A financial kick-start

An organization with such a wide reach and big goals needs money. KICK survives off of corporate sponsorships, grants and donations from its 200-plus members. And this year, KICK got a big boost.
The Arcus Foundation gave the organization a $180,000 two-year grant, which is the largest total grant it has received to date. The money was used to hire the first ED, move into a modern new office space in Detroit's Tech Town and expand programming.
When KICK was preparing for its move into the new space in February, Lipscomb told BTL that the grant opens up all kinds of opportunities.
"This will allow us to work with more established LGBT nonprofits – locally and nationally," Lipscomb said, "and to do more social justice work." Just last month, for example, Lipscomb spoke at a national NAACP conference in Detroit, and is working on creating connections between the black LGBT community and powerful organizations like the NAACP. Creating connections and sharing resources can only help their community, he says.

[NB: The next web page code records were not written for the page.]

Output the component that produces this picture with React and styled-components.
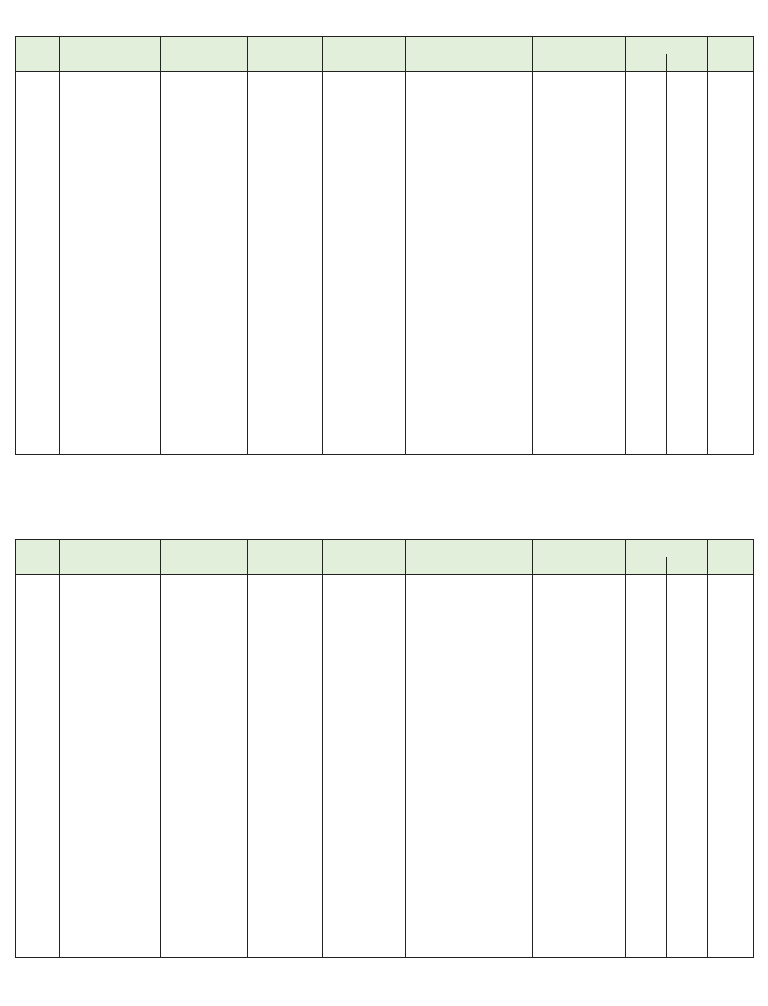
import React from 'react';
import styled, { createGlobalStyle } from 'styled-components';

const GlobalStyle = createGlobalStyle`
  * { box-sizing: border-box; }
  body {
    margin: 0;
    background: #fff;
    font-family: 'Liberation Sans', Arial, sans-serif;
  }
`;

const Page = styled.div`
  display: flex;
  flex-direction: column;
  gap: 84px;
  padding: 36px 0 0 15px;
`;

// column widths include each cell's right border
const widths = [44, 101, 87, 75, 83, 127, 93, 41, 41, 46];

const Grid = styled.div`
  display: grid;
  grid-template-columns: ${widths.map((w) => `${w}px`).join(' ')};
  grid-template-rows: 17px 18px 383px;
  width: ${widths.reduce((a, b) => a + b, 0) + 1}px;
  border-left: 1px solid #222;
  border-top: 1px solid #222;
`;

const HeadCell = styled.div`
  grid-column: ${(p) => p.$col} / span ${(p) => p.$span || 1};
  grid-row: ${(p) => (p.$group ? '1' : '1 / span 2')};
  background: #e2efda;
  border-right: 1px solid #222;
  border-bottom: ${(p) => (p.$group ? 'none' : '1px solid #222')};
`;

const SubCell = styled.div`
  grid-column: ${(p) => p.$col};
  grid-row: 2;
  background: #e2efda;
  border-right: 1px solid #222;
  border-bottom: 1px solid #222;
`;

const BodyCell = styled.div`
  grid-row: 3;
  border-right: 1px solid #222;
  border-bottom: 1px solid #222;
`;

const Sheet = () => (
  <Grid>
    {[1, 2, 3, 4, 5, 6, 7].map((c) => (
      <HeadCell key={c} $col={c} />
    ))}
    <HeadCell $col={8} $span={2} $group />
    <HeadCell $col={10} />
    <SubCell $col={8} />
    <SubCell $col={9} />
    {widths.map((_, i) => (
      <BodyCell key={i} />
    ))}
  </Grid>
);

const App = () => (
  <>
    <GlobalStyle />
    <Page>
      <Sheet />
      <Sheet />
    </Page>
  </>
);

export default App;
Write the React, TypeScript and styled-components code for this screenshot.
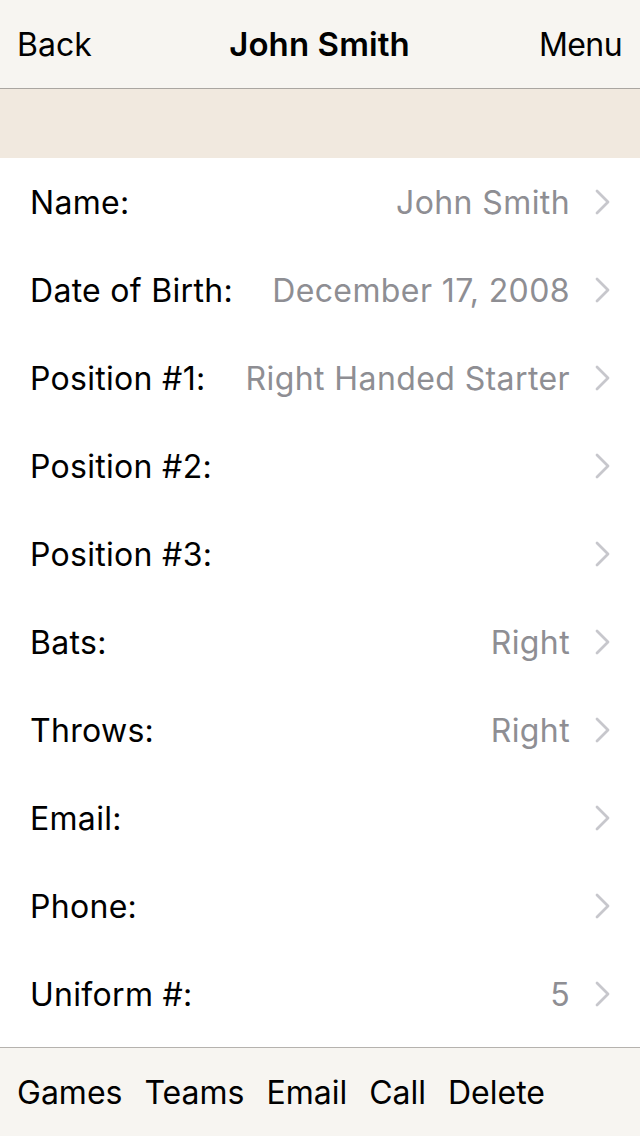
import React from "react";
import styled, { createGlobalStyle } from "styled-components";

const Global = createGlobalStyle`
  html, body { margin: 0; padding: 0; background: #ffffff; }
  body { font-family: Inter, "Noto Sans", sans-serif; -webkit-font-smoothing: antialiased; }
`;

const Page = styled.div`
  width: 640px;
  height: 1136px;
  display: flex;
  flex-direction: column;
  background: #ffffff;
  overflow: hidden;
`;

const NavBar = styled.header`
  height: 89px;
  flex: none;
  display: grid;
  grid-template-columns: 1fr auto 1fr;
  align-items: center;
  padding: 0 18px 0 17px;
  background: #f7f5f1;
  border-bottom: 1px solid #aaa6a1;
  box-sizing: border-box;
`;

const NavButton = styled.span<{ $align: "left" | "right" }>`
  font-size: 32px;
  color: #000;
  letter-spacing: ${(p) => (p.$align === "left" ? "0" : "-0.6px")};
  justify-self: ${(p) => (p.$align === "left" ? "start" : "end")};
`;

const Title = styled.span`
  font-size: 33px;
  font-weight: 600;
  color: #000;
  letter-spacing: 0.1px;
`;

const Band = styled.div`
  height: 69px;
  flex: none;
  background: #f1e9df;
`;

const List = styled.div`
  display: flex;
  flex-direction: column;
  flex: 1;
`;

const Row = styled.div`
  height: 88px;
  display: flex;
  align-items: center;
  padding: 0 30px 0 30px;
`;

const Label = styled.span`
  font-size: 32px;
  color: #000;
  letter-spacing: 0.3px;
  white-space: nowrap;
`;

const Value = styled.span`
  font-size: 32px;
  color: #8e8e93;
  margin-left: auto;
  letter-spacing: 0.4px;
  white-space: nowrap;
`;

const Chevron = styled.svg`
  width: 15px;
  height: 26px;
  margin-left: 25px;
  flex: none;
`;

const TabBar = styled.footer`
  height: 89px;
  flex: none;
  display: flex;
  align-items: center;
  gap: 22px;
  padding: 0 17px;
  box-sizing: border-box;
  background: #f7f5f1;
  border-top: 1px solid #b5b2ae;
`;

const TabItem = styled.span`
  font-size: 32px;
  color: #000;
  letter-spacing: 0;
`;

const rows: { label: string; value?: string }[] = [
  { label: "Name:", value: "John Smith" },
  { label: "Date of Birth:", value: "December 17, 2008" },
  { label: "Position #1:", value: "Right Handed Starter" },
  { label: "Position #2:" },
  { label: "Position #3:" },
  { label: "Bats:", value: "Right" },
  { label: "Throws:", value: "Right" },
  { label: "Email:" },
  { label: "Phone:" },
  { label: "Uniform #:", value: "5" },
];

const ChevronIcon = () => (
  <Chevron viewBox="0 0 15 26">
    <path d="M2 2 L13 13 L2 24" fill="none" stroke="#c7c7cc" strokeWidth="2.8" strokeLinecap="round" strokeLinejoin="round" />
  </Chevron>
);

export default function App() {
  return (
    <Page>
      <Global />
      <NavBar>
        <NavButton $align="left">Back</NavButton>
        <Title>John Smith</Title>
        <NavButton $align="right">Menu</NavButton>
      </NavBar>
      <Band />
      <List>
        {rows.map((r) => (
          <Row key={r.label}>
            <Label>{r.label}</Label>
            <Value>{r.value ?? ""}</Value>
            <ChevronIcon />
          </Row>
        ))}
      </List>
      <TabBar>
        {["Games", "Teams", "Email", "Call", "Delete"].map((t) => (
          <TabItem key={t}>{t}</TabItem>
        ))}
      </TabBar>
    </Page>
  );
}
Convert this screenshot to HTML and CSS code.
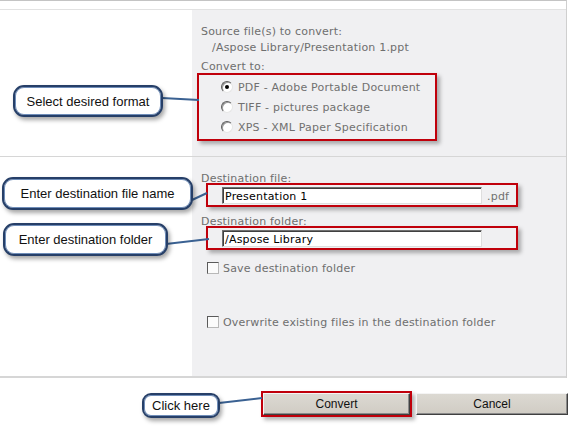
FILE: index.html
```
<!DOCTYPE html>
<html>
<head>
<meta charset="utf-8">
<link rel="stylesheet" href="styles.css">
</head>
<body>
<div class="page">
  <div class="form">
    <div class="topgap"></div>
    <section class="row row-format">
      <div class="side"></div>
      <div class="panel">
        <div class="label">Source file(s) to convert:</div>
        <div class="label path">/Aspose Library/Presentation 1.ppt</div>
        <div class="label convert-to">Convert to:</div>
        <div class="hl format-box">
          <div class="opt"><span class="radio checked"></span><span>PDF - Adobe Portable Document</span></div>
          <div class="opt"><span class="radio"></span><span>TIFF - pictures package</span></div>
          <div class="opt"><span class="radio"></span><span>XPS - XML Paper Specification</span></div>
        </div>
      </div>
    </section>
    <section class="row row-dest">
      <div class="side"></div>
      <div class="panel">
        <div class="label tight">Destination file:</div>
        <div class="hl field-box">
          <div class="input">Presentation 1</div>
          <span class="ext">.pdf</span>
        </div>
        <div class="label tight folder-label">Destination folder:</div>
        <div class="hl field-box">
          <div class="input">/Aspose Library</div>
        </div>
        <div class="check save"><span class="box"></span><span>Save destination folder</span></div>
        <div class="check overwrite"><span class="box"></span><span>Overwrite existing files in the destination folder</span></div>
      </div>
    </section>
  </div>
  <div class="actions">
    <div class="hl btn-box"><div class="btn">Convert</div></div>
    <div class="btn cancel">Cancel</div>
  </div>

  <svg class="connectors" width="569" height="430" viewBox="0 0 569 430">
    <line x1="162" y1="98" x2="199" y2="100"/>
    <line x1="192" y1="200" x2="207" y2="193"/>
    <line x1="166" y1="244" x2="209" y2="239"/>
    <line x1="219" y1="403" x2="262" y2="398"/>
  </svg>
  <div class="callout c1">Select desired format</div>
  <div class="callout c2">Enter destination file name</div>
  <div class="callout c3">Enter destination folder</div>
  <div class="callout c4">Click here</div>
</div>
</body>
</html>
```

FILE: styles.css
```
* { box-sizing: border-box; }
html, body { margin: 0; padding: 0; background: #ffffff; }
body { font-family: "DejaVu Sans", Verdana, sans-serif; font-size: 11px; color: #6e6e6e; }

.page { position: relative; width: 569px; height: 430px; overflow: hidden; }

.form {
  width: 567px;
  border-top: 1px solid #c4c4c4;
  border-right: 1px solid #cfcfcf;
}
.topgap { height: 9px; border-bottom: 1px solid #e2e2e2; }

.row { display: flex; }
.row-format { height: 147px; border-bottom: 1px solid #d6d6d6; }
.row-dest { height: 221px; border-bottom: 2px solid #d6d6d6; }
.side { width: 192px; flex: none; background: #fff; }
.panel { flex: 1; background: #f0f0f2; padding-left: 9px; letter-spacing: 0.2px; }
.row-format .panel { padding-top: 14px; }
.row-dest .panel { padding-top: 15px; }

.label { line-height: 16px; white-space: nowrap; }
.label.tight { line-height: 13px; margin-bottom: -2px; }
.path { padding-left: 11px; }
.convert-to { margin-top: 3px; margin-bottom: -2px; }
.folder-label { margin-top: 8px; }

.hl {
  border: 2px solid #c0000b;
  box-shadow: 3px 3px 4px rgba(0,0,0,0.30);
}
.format-box {
  width: 240px; height: 68px;
  margin-left: -4px;
  padding: 2px 0 2px 22px;
}
.opt { display: flex; align-items: center; height: 20px; gap: 5px; color: #707070; }

.radio {
  width: 12px; height: 12px; border-radius: 50%;
  background: #fff;
  border: 1px solid;
  border-color: #5c5c5c #e6e6e6 #e6e6e6 #5c5c5c;
  box-shadow: inset 1px 1px 0 #9a9a9a;
  position: relative; flex: none;
}
.radio.checked::after {
  content: ""; position: absolute; left: 3px; top: 3px;
  width: 4px; height: 4px; border-radius: 50%; background: #000;
}

.field-box {
  width: 312px; height: 24px;
  margin-left: 5px;
  padding: 2px 0 0 14px;
  display: flex; align-items: flex-start; gap: 5px;
}
.input {
  width: 260px; height: 17px;
  background: #fff;
  border: 1px solid;
  border-color: #6f6f6f #dedede #dedede #6f6f6f;
  box-shadow: inset 1px 1px 0 #404040;
  color: #000;
  line-height: 17px;
  padding-left: 2px;
  white-space: nowrap;
}
.ext { line-height: 19px; color: #707070; }

.check { display: flex; align-items: center; gap: 4px; height: 16px; margin-left: 6px; white-space: nowrap; }
.check.save { margin-top: 10px; }
.check.overwrite { margin-top: 38px; }
.box {
  width: 12px; height: 12px; flex: none;
  background: #fbfbfb;
  border: 1px solid;
  border-color: #5a5a5a #b8b8b8 #b8b8b8 #5a5a5a;
}

.actions { display: flex; align-items: flex-start; padding: 13px 0 0 261px; gap: 4px; }
.btn-box { width: 151px; height: 26px; }
.btn {
  height: 22px;
  background: linear-gradient(#dcd9d2, #d0ccc4);
  border: 1px solid;
  border-color: #f4f4f4 #404040 #404040 #f4f4f4;
  box-shadow: inset -1px -1px 0 #8a8a8a;
  font-family: "Liberation Sans", Arial, sans-serif;
  font-size: 12px; color: #111;
  display: flex; align-items: center; justify-content: center;
}
.cancel { width: 152px; margin-top: 2px; }

.connectors { position: absolute; left: 0; top: 0; pointer-events: none; }
.connectors line { stroke: #3a6192; stroke-width: 2; }

.callout {
  position: absolute;
  display: flex; align-items: center; justify-content: center;
  background: #fff;
  border: 2px solid #263f68;
  border-radius: 11px;
  box-shadow: 2px 3px 4px rgba(0,0,0,0.35), inset 0 0 0 1px #6f8db8;
  font-family: "Liberation Sans", Arial, sans-serif;
  font-size: 13px; color: #111;
  white-space: nowrap;
}
.c1 { left: 13px; top: 85px; width: 150px; height: 32px; }
.c2 { left: 2px; top: 177px; width: 191px; height: 33px; }
.c3 { left: 3px; top: 223px; width: 165px; height: 33px; }
.c4 { left: 142px; top: 393px; width: 78px; height: 25px; border-radius: 9px; }
```
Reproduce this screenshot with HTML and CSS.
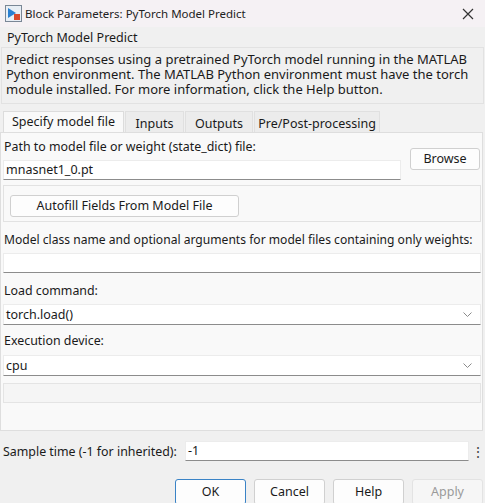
FILE: index.html
```html
<!DOCTYPE html>
<html>
<head>
<meta charset="utf-8">
<link rel="stylesheet" href="styles.css">
</head>
<body>
<div class="window">
  <div class="titlebar">
    <svg class="app-icon" width="17" height="17" viewBox="0 0 17 17">
      <rect x="0.5" y="0.5" width="16" height="16" fill="#e8eef5" stroke="#7a8796"/>
      <path d="M3 3 L11 8 L3 13 Z" fill="#2a7fd0"/>
      <rect x="9" y="9" width="6" height="6" fill="#d9482b"/>
    </svg>
    <span class="title-text">Block Parameters: PyTorch Model Predict</span>
    <svg class="close-icon" width="12" height="12" viewBox="0 0 12 12">
      <path d="M1 1 L11 11 M11 1 L1 11" stroke="#333" stroke-width="1.2" fill="none"/>
    </svg>
  </div>

  <div class="block-name">PyTorch Model Predict</div>
  <div class="description">Predict responses using a pretrained PyTorch model running in the MATLAB Python environment. The MATLAB Python environment must have the torch module installed. For more information, click the Help button.</div>

  <div class="tabs">
    <div class="tab active">Specify model file</div>
    <div class="tab t-inputs">Inputs</div>
    <div class="tab t-outputs">Outputs</div>
    <div class="tab t-pre">Pre/Post-processing</div>
  </div>

  <div class="panel">
    <div class="path-row">
      <div class="path-col">
        <div class="label">Path to model file or weight (state_dict) file:</div>
        <div class="field path-field">mnasnet1_0.pt</div>
      </div>
      <div class="btn browse">Browse</div>
    </div>

    <div class="group">
      <div class="btn autofill">Autofill Fields From Model File</div>
    </div>

    <div class="label mt-label">Model class name and optional arguments for model files containing only weights:</div>
    <div class="field"></div>

    <div class="label mt-load">Load command:</div>
    <div class="field select"><span>torch.load()</span><svg class="chev" width="9" height="5" viewBox="0 0 9 5"><path d="M0.5 0.5 L4.5 4.5 L8.5 0.5" stroke="#8a8a8a" fill="none" stroke-width="1"/></svg></div>

    <div class="label mt-exec">Execution device:</div>
    <div class="field select"><span>cpu</span><svg class="chev" width="9" height="5" viewBox="0 0 9 5"><path d="M0.5 0.5 L4.5 4.5 L8.5 0.5" stroke="#8a8a8a" fill="none" stroke-width="1"/></svg></div>

    <div class="empty-box"></div>
  </div>

  <div class="sample-row">
    <span class="sample-label">Sample time (-1 for inherited):</span>
    <div class="field sample-field">-1</div>
    <span class="kebab">⋮</span>
  </div>

  <div class="buttons">
    <div class="btn dlg ok">OK</div>
    <div class="btn dlg">Cancel</div>
    <div class="btn dlg">Help</div>
    <div class="btn dlg disabled">Apply</div>
  </div>
</div>
</body>
</html>
```

FILE: styles.css
```css
* { box-sizing: border-box; }
html, body {
  margin: 0;
  padding: 0;
}
body {
  width: 485px;
  height: 503px;
  overflow: hidden;
  background: #f0f0f0;
  font-family: "Noto Sans", "Open Sans", sans-serif;
  font-size: 12.4px;
  color: #1a1a1a;
}
.window {
  width: 485px;
  height: 503px;
  overflow: hidden;
  background: #f0f0f0;
}
.titlebar {
  height: 27px;
  background: #f5f1f4;
  display: flex;
  align-items: center;
  padding-left: 5px;
  padding-right: 11px;
}
.app-icon { flex: none; }
.title-text {
  margin-left: 3px;
  font-size: 11.5px;
  color: #222;
  flex: 1;
  white-space: nowrap;
}
.close-icon { flex: none; }

.block-name {
  margin-top: 2px;
  height: 17px;
  line-height: 17px;
  padding-left: 7px;
  font-size: 12.5px;
}
.description {
  margin: 1px 1px 0 1px;
  border: 1px solid #e2e2e2;
  padding: 4px 4px 5px 4px;
  line-height: 15px;
  font-size: 13px;
  height: 57px;
}

.tabs {
  margin-top: 7px;
  display: flex;
  padding-left: 3px;
  height: 21px;
}
.tab {
  height: 21px;
  line-height: 23px;
  background: #ececec;
  border: 1px solid #e0e0e0;
  border-bottom: none;
  margin-right: 1px;
  font-size: 12.5px;
  text-align: center;
  white-space: nowrap;
}
.tab.active {
  background: #f9f9f9;
  border-color: #dcdcdc;
  width: 121px;
  line-height: 20px;
}
.t-inputs { width: 59px; }
.t-outputs { width: 68px; }
.t-pre { width: 126px; }

.panel {
  height: 299px;
  background: #f9f9f9;
  border: 1px solid #dedede;
  margin: 0 2px 0 0;
  padding: 6px 1px 0 2px;
}
.label {
  height: 16px;
  line-height: 16px;
  padding-left: 1px;
  white-space: nowrap;
}
.path-row {
  display: flex;
  align-items: flex-start;
}
.path-col {
  width: 398px;
}
.field {
  height: 20px;
  background: #ffffff;
  border-bottom: 1px solid #8c8c8c;
  border-top: 1px solid #ececec;
  border-left: 1px solid #ececec;
  border-right: 1px solid #ececec;
  line-height: 18px;
  padding-left: 2px;
  font-size: 12.5px;
}
.path-field {
  margin-top: 5px;
}
.btn {
  background: #fdfdfd;
  border: 1px solid #d0d0d0;
  border-radius: 3px;
  text-align: center;
  font-size: 12.5px;
  white-space: nowrap;
}
.browse {
  margin-left: 9px;
  margin-top: 9px;
  width: 70px;
  height: 22px;
  line-height: 20px;
}
.group {
  margin-top: 5px;
  height: 37px;
  border: 1px solid #e2e2e2;
  padding: 9px 0 0 6px;
}
.autofill {
  width: 229px;
  height: 22px;
  line-height: 20px;
}
.mt-label { margin-top: 10px; margin-bottom: 5px; font-size: 12.1px; }
.mt-load { margin-top: 10px; margin-bottom: 5px; }
.mt-exec { margin-top: 8px; margin-bottom: 6px; }
.select {
  display: flex;
  align-items: center;
  justify-content: space-between;
  padding-right: 8px;
  height: 21px;
}
.chev { flex: none; }
.empty-box {
  margin-top: 7px;
  height: 20px;
  border: 1px solid #e4e4e4;
  background: #f5f5f5;
}

.sample-row {
  display: flex;
  align-items: center;
  margin-top: 10px;
  height: 20px;
  padding-left: 3px;
}
.sample-label {
  width: 182px;
  white-space: nowrap;
}
.sample-field {
  width: 284px;
  height: 20px;
}
.kebab {
  margin-left: 2px;
  font-size: 14px;
  width: 10px;
  text-align: center;
  color: #444;
}

.buttons {
  display: flex;
  justify-content: flex-end;
  margin-top: 18px;
  padding-right: 2px;
  gap: 8px;
}
.dlg {
  width: 71px;
  height: 26px;
  line-height: 24px;
}
.ok {
  border-color: #3a83c6;
}
.disabled {
  color: #9a9a9a;
  background: #f6f6f6;
  border-color: #e3e3e3;
}
```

Creating a brighter future

"When you think of Michigan, you always think of Detroit," Lipscomb says. "While Detroit is politically Democratic, the state is predominantly not. When it comes to education in the African American community, they need to know that they are a part of that solution."
But, Lipscomb says, most members of black gay society feel invisible – and they aren't aware of what the solution could be.
Many in the community don't know what it is to be married, to have equal rights, to be able to adopt, he says. Many also attend churches that don't recognize such injustices.
So KICK is there to educate all involved – LGBT or not – about those problems and how to fix them.
"I think one of the things that makes KICK so wonderful and so dynamic, is that we are all about building relationships," McLean says. "Through those relationships the dialogue can take place."